Dingo of course takes it all in stride. We've got him on internal and spray on antibiotics and everything is healing up nicely.
Hello all, This is Mark, Dingo's dad. As Dingo mentioned in his post yesterday, the last month and a half had been pretty good until the dip in his health this past Friday. He's back up on his paws now, which we of course are thrilled about and calling him a 'Superdog' is an understatement. Twice now Dingo's health has dropped to such low levels that his vet had recommended we prepare ourselves to say goodbye. Both times we began the grieving process only to have this wonder dog turn his health around with a strong will to live, as if to tell his body "Not just yet". It's so hard to describe the pain and shock of watching Dingo fade to a ghost of himself in less than twelve hours, wandering around in a fog and barely able to move, to being full of life with that 'spark' in his eyes after receiving intravenous fluids. I really take great inspiration in watching him fight his cancer and take on his illness in his own way.
After this latest scare, I've been trying to keep him as active as possible. I believe that if his mind and body are stimulated with activity it can help distract him from how he may be feeling. Nothing's worse than just watching him lay there in a funk, knowing that he's not understanding why he doesn't feel well. However, I would never pressure him into being active if he wasn't up to it. Dingo has a very defined way of communicating with us, and if he wants to go for a walk or a ride in the car, he'll definitely keep at you until you give in. This past Saturday when he gave me that 'IT'S TIME TO GO' look, I figured I'd treat him to a trip to his favorite off-leash park and then the beach.

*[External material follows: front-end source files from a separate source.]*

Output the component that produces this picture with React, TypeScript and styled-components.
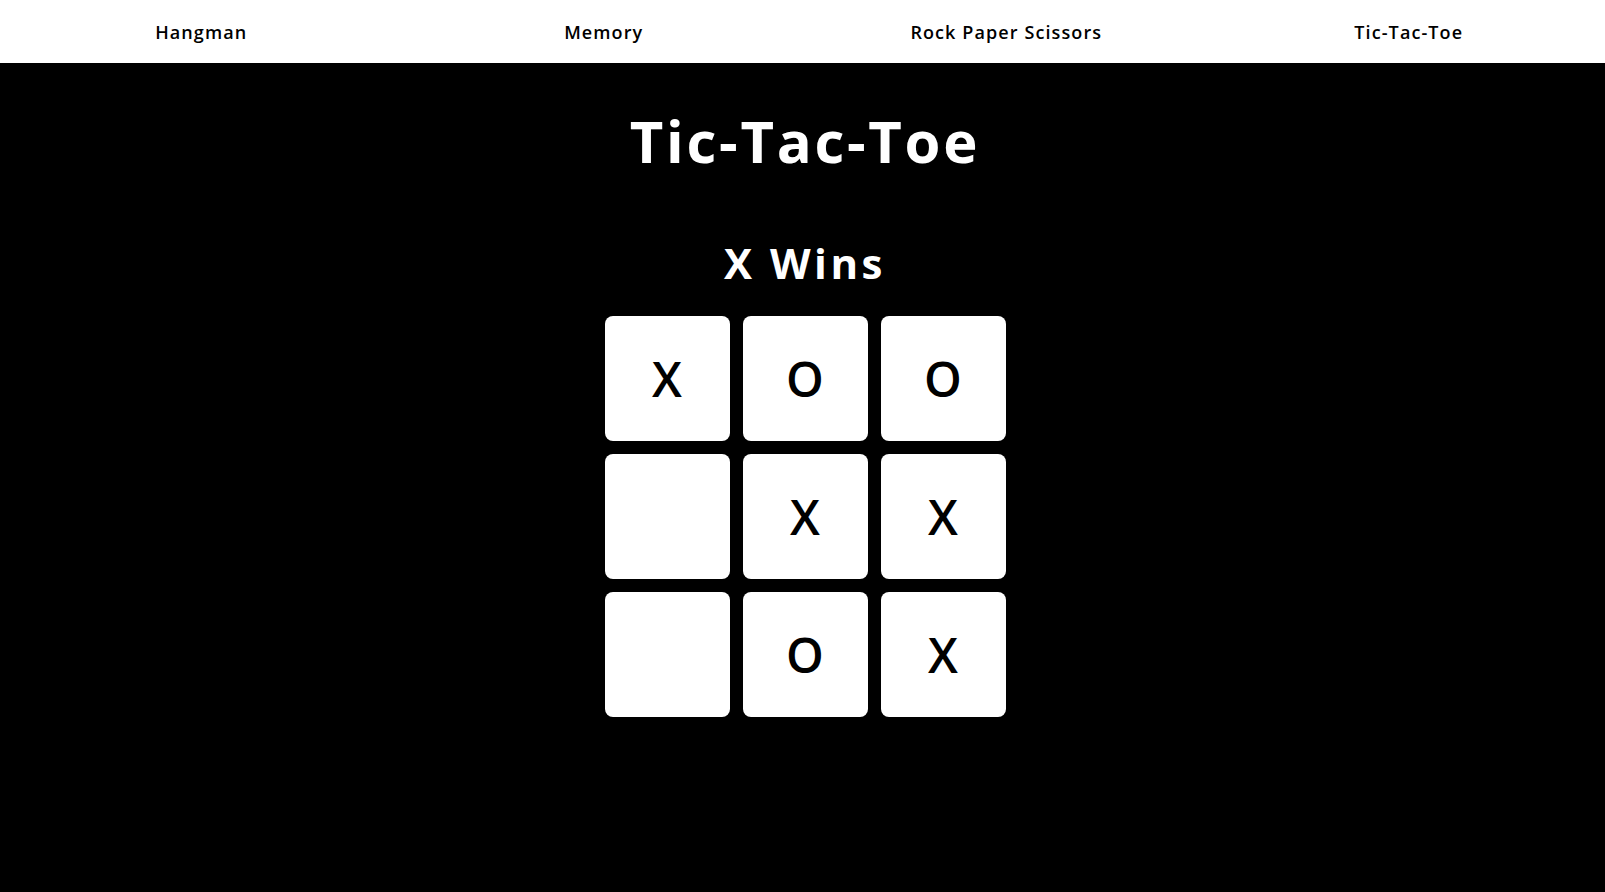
import React from "react";
import styled, { createGlobalStyle } from "styled-components";

const Global = createGlobalStyle`
  html, body { margin: 0; padding: 0; background: #000; overflow: hidden; }
  body { font-family: "Open Sans", "Noto Sans", sans-serif; }
`;

const Page = styled.div`
  width: 1610px;
  min-height: 892px;
  background: #000;
  display: flex;
  flex-direction: column;
`;

const Nav = styled.nav`
  height: 63px;
  background: #fff;
  display: grid;
  grid-template-columns: repeat(4, 1fr);
  align-items: center;
`;

const NavLink = styled.a`
  text-align: center;
  color: #000;
  text-decoration: none;
  font-size: 18px;
  font-weight: 600;
  letter-spacing: 1.1px;
  line-height: 1;
`;

const Main = styled.main`
  display: flex;
  flex-direction: column;
  align-items: center;
  color: #fff;
`;

const Title = styled.h1`
  margin: 49px 0 0;
  font-size: 58px;
  font-weight: 700;
  letter-spacing: 2.7px;
  line-height: 1;
`;

const Status = styled.h2`
  margin: 72px 0 0;
  font-size: 42px;
  font-weight: 700;
  letter-spacing: 3.5px;
  line-height: 1;
`;

const Board = styled.div`
  margin-top: 32px;
  display: grid;
  grid-template-columns: repeat(3, 125px);
  grid-auto-rows: 125px;
  gap: 13px;
`;

const Cell = styled.button`
  border: none;
  padding: 0;
  background: #fff;
  border-radius: 8px;
  color: #000;
  font-family: inherit;
  font-size: 48px;
  font-weight: 600;
  line-height: 1;
  display: flex;
  align-items: center;
  justify-content: center;
  cursor: pointer;
`;

const cells = ["X", "O", "O", "", "X", "X", "", "O", "X"];

export default function App() {
  return (
    <Page>
      <Global />
      <Nav>
        <NavLink href="#">Hangman</NavLink>
        <NavLink href="#">Memory</NavLink>
        <NavLink href="#">Rock Paper Scissors</NavLink>
        <NavLink href="#">Tic-Tac-Toe</NavLink>
      </Nav>
      <Main>
        <Title>Tic-Tac-Toe</Title>
        <Status>X Wins</Status>
        <Board>
          {cells.map((c, i) => (
            <Cell key={i}>{c}</Cell>
          ))}
        </Board>
      </Main>
    </Page>
  );
}
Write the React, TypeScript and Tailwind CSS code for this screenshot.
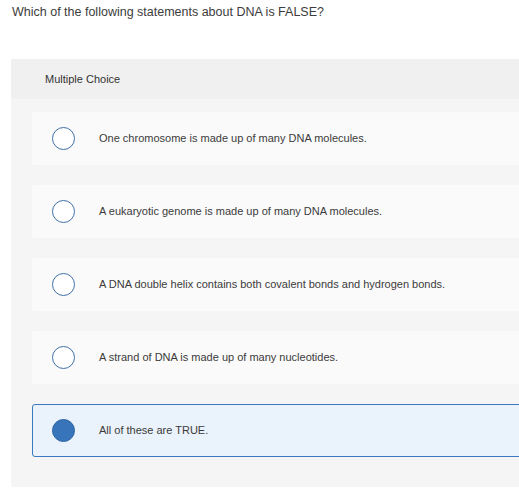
const options = [
  { id: 'a', text: 'One chromosome is made up of many DNA molecules.' },
  { id: 'b', text: 'A eukaryotic genome is made up of many DNA molecules.' },
  { id: 'c', text: 'A DNA double helix contains both covalent bonds and hydrogen bonds.' },
  { id: 'd', text: 'A strand of DNA is made up of many nucleotides.' },
  { id: 'e', text: 'All of these are TRUE.' },
];

const selected = 'e';

export default function App() {
  return (
    <div className="w-[519px] h-[488px] overflow-hidden bg-white font-['Liberation_Sans',Arial,sans-serif] text-[#333]">
      <p className="pt-[4px] pl-[12px] text-[12.5px] leading-[16px] text-[#3c3c3c]">
        Which of the following statements about DNA is FALSE?
      </p>
      <div className="mt-[39px] ml-[11px] w-[560px] h-[428px] rounded-[2px] bg-[#f5f5f5]">
        <div className="h-[40px] bg-[#f0f0f0] pl-[34px] flex items-center text-[11px] text-[#333]">
          Multiple Choice
        </div>
        <div className="pt-[13px] pl-[21px] flex flex-col gap-[20px]">
          {options.map((opt) => {
            const isSel = opt.id === selected;
            return (
              <div
                key={opt.id}
                className={
                  isSel
                    ? 'h-[53px] flex items-center rounded-[3px] border border-[#3b78c2] bg-[#eaf2fb] pl-[19px]'
                    : 'h-[53px] flex items-center rounded-[3px] bg-[#fafafa] pl-[20px]'
                }
              >
                {isSel ? (
                  <span className="w-[23px] h-[23px] rounded-full bg-[#3874ba] border border-[#2f65a5]" />
                ) : (
                  <span className="w-[23px] h-[23px] rounded-full bg-white border-[1.5px] border-[#3f70a6]" />
                )}
                <span className="ml-[24px] text-[11px] text-[#3a3a3a]">{opt.text}</span>
              </div>
            );
          })}
        </div>
      </div>
    </div>
  );
}
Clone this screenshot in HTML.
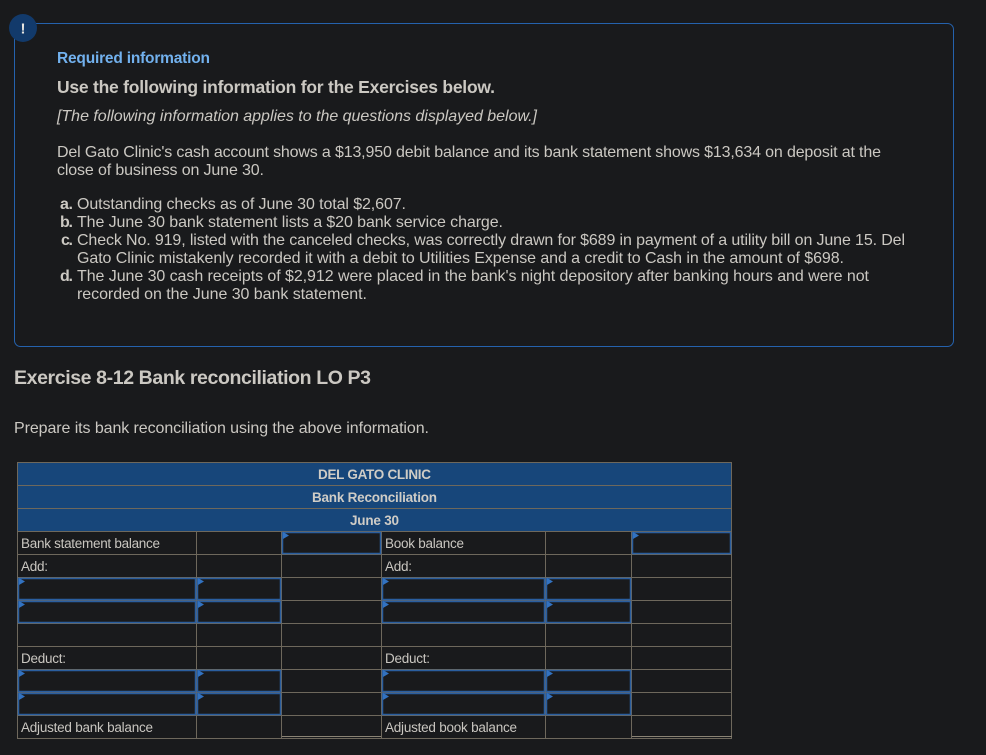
<!DOCTYPE html>
<html lang="en">
<head>
<meta charset="utf-8">
<title>Exercise 8-12 Bank reconciliation</title>
<style>
html,body{margin:0;padding:0;background:#191a1c;width:986px;height:755px;overflow:hidden}
svg{display:block;position:absolute;left:0;top:0}
.b{font:16px "Liberation Sans",Arial,sans-serif;fill:#cbc8c2}
.s{font-weight:700}
.i{font-style:italic}
.t{font:13.5px "Liberation Sans",Arial,sans-serif;fill:#c9c6c0}
.h{font:bold 13.5px "Liberation Sans",Arial,sans-serif;fill:#cfccc6}
</style>
</head>
<body>
<svg width="986" height="755" viewBox="0 0 986 755" xmlns="http://www.w3.org/2000/svg">
<rect width="986" height="755" fill="#191a1c"/>
<rect x="14.500" y="23.500" width="939" height="323" rx="6" fill="none" stroke="#2562ad" stroke-width="1"/>
<circle cx="23" cy="28" r="14" fill="#123a6b"/>
<text x="23" y="33.500" text-anchor="middle" font-family="Liberation Sans, Arial, sans-serif" font-weight="700" font-size="15" fill="#e8e6e1">!</text>

<text class="b s" x="57" y="63" textLength="153" style="fill:#72b1ee;font-size:15.500px">Required information</text>
<text class="b s" x="57" y="93" textLength="438" style="font-size:17.500px">Use the following information for the Exercises below.</text>
<text class="b i" x="57" y="121" textLength="480">[The following information applies to the questions displayed below.]</text>
<text class="b" x="57" y="157" textLength="824">Del Gato Clinic's cash account shows a $13,950 debit balance and its bank statement shows $13,634 on deposit at the</text>
<text class="b" x="57" y="175" textLength="207">close of business on June 30.</text>

<text class="b s" x="60" y="209" textLength="13">a.</text>
<text class="b" x="77" y="209" textLength="329">Outstanding checks as of June 30 total $2,607.</text>
<text class="b s" x="60" y="227" textLength="13">b.</text>
<text class="b" x="77" y="227" textLength="426">The June 30 bank statement lists a $20 bank service charge.</text>
<text class="b s" x="61" y="245" textLength="12">c.</text>
<text class="b" x="77" y="245" textLength="828">Check No. 919, listed with the canceled checks, was correctly drawn for $689 in payment of a utility bill on June 15. Del</text>
<text class="b" x="77" y="263" textLength="767">Gato Clinic mistakenly recorded it with a debit to Utilities Expense and a credit to Cash in the amount of $698.</text>
<text class="b s" x="60" y="281" textLength="13">d.</text>
<text class="b" x="77" y="281" textLength="792">The June 30 cash receipts of $2,912 were placed in the bank's night depository after banking hours and were not</text>
<text class="b" x="77" y="299" textLength="290">recorded on the June 30 bank statement.</text>

<text class="b s" x="14" y="384" textLength="357" style="font-size:19.500px">Exercise 8-12 Bank reconciliation LO P3</text>
<text class="b" x="14" y="433" textLength="415">Prepare its bank reconciliation using the above information.</text>

<!-- table header -->
<rect x="17" y="462" width="715" height="69" fill="#17467a"/>
<g stroke="#6e685c" stroke-width="1" fill="none">
<rect x="17.500" y="462.500" width="714" height="276"/>
<path d="M17 485.500H732M17 508.500H732M17 531.500H732M17 554.500H732M17 577.500H732M17 600.500H732M17 623.500H732M17 646.500H732M17 669.500H732M17 692.500H732M17 715.500H732"/>
<path d="M196.500 531V739M281.500 531V739M381.500 531V739M545.500 531V739M631.500 531V739"/>
<path d="M282 736.500H381M632 736.500H732" stroke="#8a8374"/>
</g>

<!-- input cells -->
<g fill="none" stroke="#2a5e9f" stroke-width="1.500">
<rect x="282.500" y="532.500" width="98" height="21"/>
<rect x="632.500" y="532.500" width="98" height="21"/>
<rect x="18.500" y="578.500" width="177" height="21"/><rect x="197.500" y="578.500" width="83" height="21"/><rect x="382.500" y="578.500" width="162" height="21"/><rect x="546.500" y="578.500" width="84" height="21"/>
<rect x="18.500" y="601.500" width="177" height="21"/><rect x="197.500" y="601.500" width="83" height="21"/><rect x="382.500" y="601.500" width="162" height="21"/><rect x="546.500" y="601.500" width="84" height="21"/>
<rect x="18.500" y="670.500" width="177" height="21"/><rect x="197.500" y="670.500" width="83" height="21"/><rect x="382.500" y="670.500" width="162" height="21"/><rect x="546.500" y="670.500" width="84" height="21"/>
<rect x="18.500" y="693.500" width="177" height="21"/><rect x="197.500" y="693.500" width="83" height="21"/><rect x="382.500" y="693.500" width="162" height="21"/><rect x="546.500" y="693.500" width="84" height="21"/>
</g>
<g fill="#3272c0">
<path d="M283 532l6 3.500-6 3.500zM633 532l6 3.500-6 3.500z"/>
<path d="M19 578l6 3.500-6 3.500zM198 578l6 3.500-6 3.500zM383 578l6 3.500-6 3.500zM547 578l6 3.500-6 3.500z"/>
<path d="M19 601l6 3.500-6 3.500zM198 601l6 3.500-6 3.500zM383 601l6 3.500-6 3.500zM547 601l6 3.500-6 3.500z"/>
<path d="M19 670l6 3.500-6 3.500zM198 670l6 3.500-6 3.500zM383 670l6 3.500-6 3.500zM547 670l6 3.500-6 3.500z"/>
<path d="M19 693l6 3.500-6 3.500zM198 693l6 3.500-6 3.500zM383 693l6 3.500-6 3.500zM547 693l6 3.500-6 3.500z"/>
</g>

<!-- table text -->
<text class="h" x="318" y="479" textLength="113">DEL GATO CLINIC</text>
<text class="h" x="312" y="502" textLength="125">Bank Reconciliation</text>
<text class="h" x="350" y="525" textLength="49">June 30</text>
<text class="t" x="21" y="548" textLength="139">Bank statement balance</text>
<text class="t" x="385" y="548" textLength="79">Book balance</text>
<text class="t" x="21" y="571" textLength="27">Add:</text>
<text class="t" x="385" y="571" textLength="27">Add:</text>
<text class="t" x="21" y="663" textLength="45">Deduct:</text>
<text class="t" x="385" y="663" textLength="45">Deduct:</text>
<text class="t" x="21" y="732" textLength="132">Adjusted bank balance</text>
<text class="t" x="385" y="732" textLength="132">Adjusted book balance</text>
</svg>
</body>
</html>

I get so much joy from simply watching him run around and explore, especially at the beach when he goes into a state of ecstasy just feeling the sand beneath his paws.
As much as we are encouraged by Dingo's will to live, and we try to stay hopeful, there are still new things that seem to pop up almost weekly that challenge him in minor ways. The latest are side effects related to his daily dosage of Prednisone, which he needs to take to keep his appetite up.
The first side effect is what I can only guess must be 'cotton mouth'. Even though Dingo drinks plenty of water, he's quite often licking his chops for minutes on end as if he's dehydrated and his mouth is dry.
The second side effect is more heartbreaking. Prednisone can make the skin very week and susceptible to abrasion, and Dingo has been getting common surface wounds that eventually scab over. Unfortunately once the scabs heal and fall off, the fur that was there goes with it, leaving him with coin sized bald spots all over his body. Fortunately, they don't seem to cause Dingo any pain or discomfort, as he's never tried to lick or scratch them, its more a cosmetic issue. Antibiotics help temporarily, and we're trying Neosporin now at the suggestion of his vet to see if that helps.
Will keep you posted on how this treatment develops.